Initially, petitioner contends that the Hearing Officer’s determination is not supported by substantial evidence because a confidential informant did not testify at the hearing. Instead, the informant’s statement was presented to the Hearing Officer in camera and the correction officer who investigated the incident testified to the informant’s credibility outside petitioner’s presence. Respondents have provided us with the confidential material for our in camera inspection, and we are of the opinion that the Hearing Officer’s determination was supported by substantial evidence. The informant stated that he was a witness to the attempted assault and that petitioner was one of the assailants. The correction officer testified that he had firsthand knowledge that the informant’s statement was credible. In light of this, substantial evidence was presented to support the Hearing Officer’s determination (see, Matter of Burgos v Coughlin, 108 AD2d 194, 200-201, lv denied 66 NY2d 603; cf., Matter of Vogelsang v Coombe, 105 AD2d 913, affd 66 NY2d 835).

Petitioner next asserts that he was denied due process because the Superintendent’s hearing was not commenced within seven days of his confinement to his cell on March 16, 1986, in violation of 7 NYCRR 251-5.1 (a). We disagree. Under 7 NYCRR 251-5.1 (a), a Superintendent’s hearing must take place within seven days of the date when the inmate is confined pending the hearing. In this case, although petitioner was confined for a time beginning on March 16, 1986, a misbehavior report was not made on that date; petitioner was therefore not confined on March 16, 1986 pending a Superintendent’s hearing. We note that an inmate may be confined to his cell without the pendency of a Superintendent’s hearing (see, 7 NYCRR 251-1.6), and such confinement should not be included in the computation of confinement time pending the Superintendent’s hearing. Accordingly, since petitioner was not confined to his cell pending a Superintendent’s hearing until March 22, 1986, when the misbehavior report was made, *670and since the Superintendent’s hearing was held on March 27, 1986, the requirements of 7 NYCRR 251-5.1 (a) have been met.

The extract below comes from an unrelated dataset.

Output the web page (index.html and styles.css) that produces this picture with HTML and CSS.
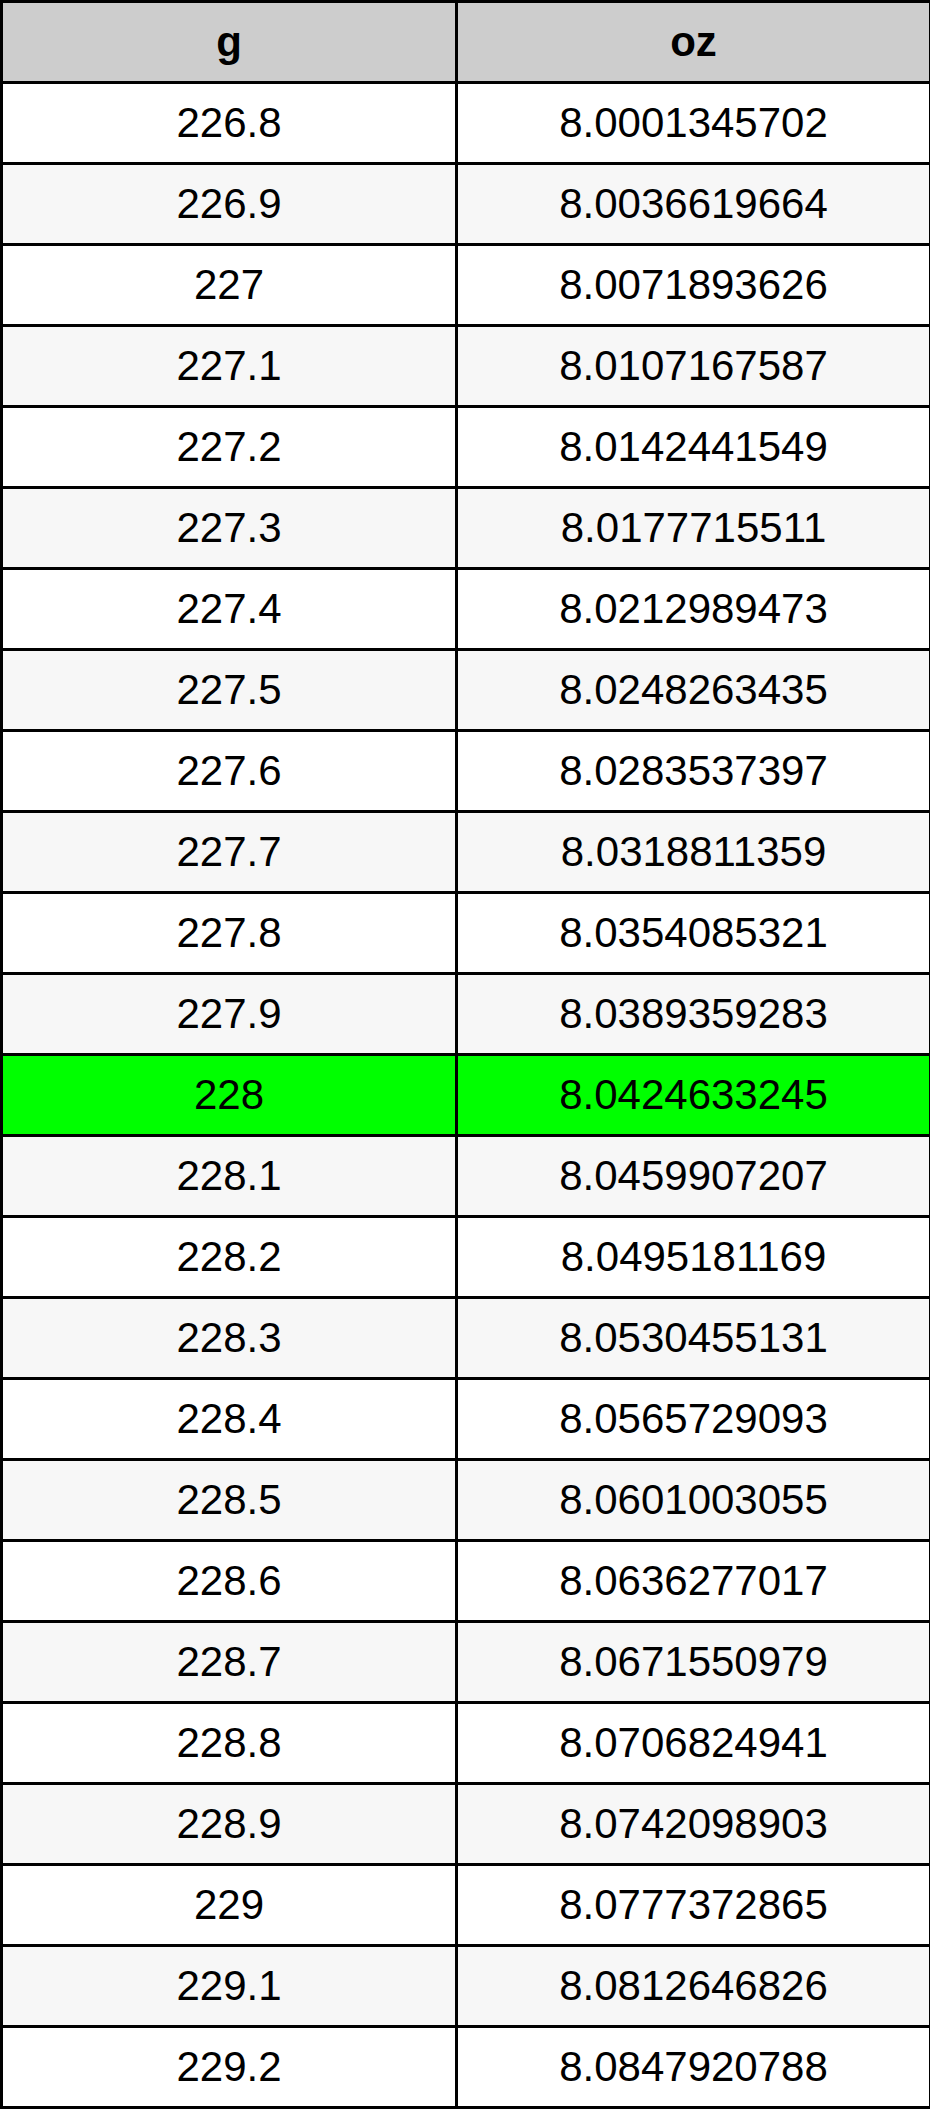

Finally, petitioner charges that the Hearing Officer violated 7 NYCRR 254.5 by failing to give petitioner a reason for taking the testimony of the correction officer outside petitioner’s presence. It is clear, however, that petitioner does not have a due process right to confront adverse witnesses at the Superintendent’s hearing, only to call witnesses on his own behalf (see, People ex rel. Vega v Smith, 66 NY2d 130, 141), and that 7 NYCRR 254.5 applies only to witnesses called on the inmate’s behalf (see, Matter of Burnell v Smith, 122 Misc 2d 342, 343). Accordingly, petitioner was not denied due process in this regard.

Determination confirmed, and petition dismissed, without costs. Kane, J. P., Main, Mikoll, Levine and Harvey, JJ., concur.